Question

If $$ \cos^{-1}\left\{\sqrt{\frac{1+x}2}\right\}=\frac{\cos^{-1}x}a,-1\lt x<1 $$ find the value of $$ a $$.
Options:
A
$$ a=-1 $$
B
$$ a=+1 $$
C
$$ a=+2 $$
D
$$ a=-2 $$

Answer

**step1** Understanding the problem

We are given an equation involving inverse trigonometric functions: $$\cos^{-1}\left\{\sqrt{\frac{1+x}2}\right\}=\frac{\cos^{-1}x}a$$, for $$-1<x<1$$. Our goal is to find the value of the constant $$a$$.

**step2** Defining a substitution

Let's simplify the problem by making a substitution. Let $$y = \cos^{-1}x$$.
From the definition of the inverse cosine function, this implies that $$x = \cos y$$.
Given that $$-1 < x < 1$$, the range for $$y$$ (which is $$\cos^{-1}x$$) is $$0 < y < \pi$$. This means $$y$$ is in the first or second quadrant.

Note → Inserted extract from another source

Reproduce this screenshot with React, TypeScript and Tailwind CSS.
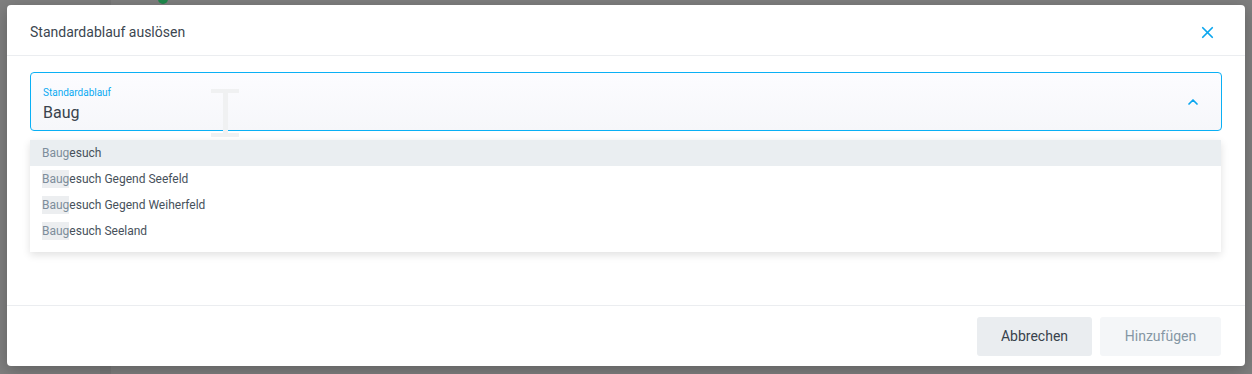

**step3** Simplifying the left side of the equation

Now, let's substitute $$x = \cos y$$ into the left side of the given equation:
$$\cos^{-1}\left\{\sqrt{\frac{1+x}2}\right\} = \cos^{-1}\left\{\sqrt{\frac{1+\cos y}2}\right\}$$
We recall the half-angle identity for cosine: $$\cos\left(\frac{\theta}{2}\right) = \pm\sqrt{\frac{1+\cos\theta}{2}}$$.
Thus, $$\sqrt{\frac{1+\cos y}{2}} = \left|\cos\left(\frac{y}{2}\right)\right|$$.
Since $$0 < y < \pi$$, it follows that $$0 < \frac{y}{2} < \frac{\pi}{2}$$. In this interval, the cosine function is positive.
Therefore, $$\left|\cos\left(\frac{y}{2}\right)\right| = \cos\left(\frac{y}{2}\right)$$.
So, the left side of the equation becomes:
$$\cos^{-1}\left\{\cos\left(\frac{y}{2}\right)\right\}$$

**step4** Evaluating the simplified left side

For an angle $$\theta$$ in the interval $$[0, \pi]$$, it is known that $$\cos^{-1}(\cos\theta) = \theta$$.
Since $$0 < \frac{y}{2} < \frac{\pi}{2}$$, which is within the range $$[0, \pi]$$, we can simplify:
$$\cos^{-1}\left\{\cos\left(\frac{y}{2}\right)\right\} = \frac{y}{2}$$

**step5** Substituting back to the original variables

Now, substitute back $$y = \cos^{-1}x$$ into the simplified left side:
The left side of the original equation is equal to $$\frac{\cos^{-1}x}{2}$$.

**step6** Solving for the value of a

We now have the simplified form of the original equation:
$$\frac{\cos^{-1}x}{2} = \frac{\cos^{-1}x}{a}$$
This equation must hold true for all values of $$x$$ in the interval $$-1 < x < 1$$.
For this interval, $$\cos^{-1}x$$ is never zero (it's in $$(0, \pi)$$). Thus, we can divide both sides by $$\cos^{-1}x$$:
$$\frac{1}{2} = \frac{1}{a}$$
Solving for $$a$$, we multiply both sides by $$2a$$:
$$a = 2$$

**step7** Final Answer

The value of $$a$$ that satisfies the given equation is $$2$$. This corresponds to option C.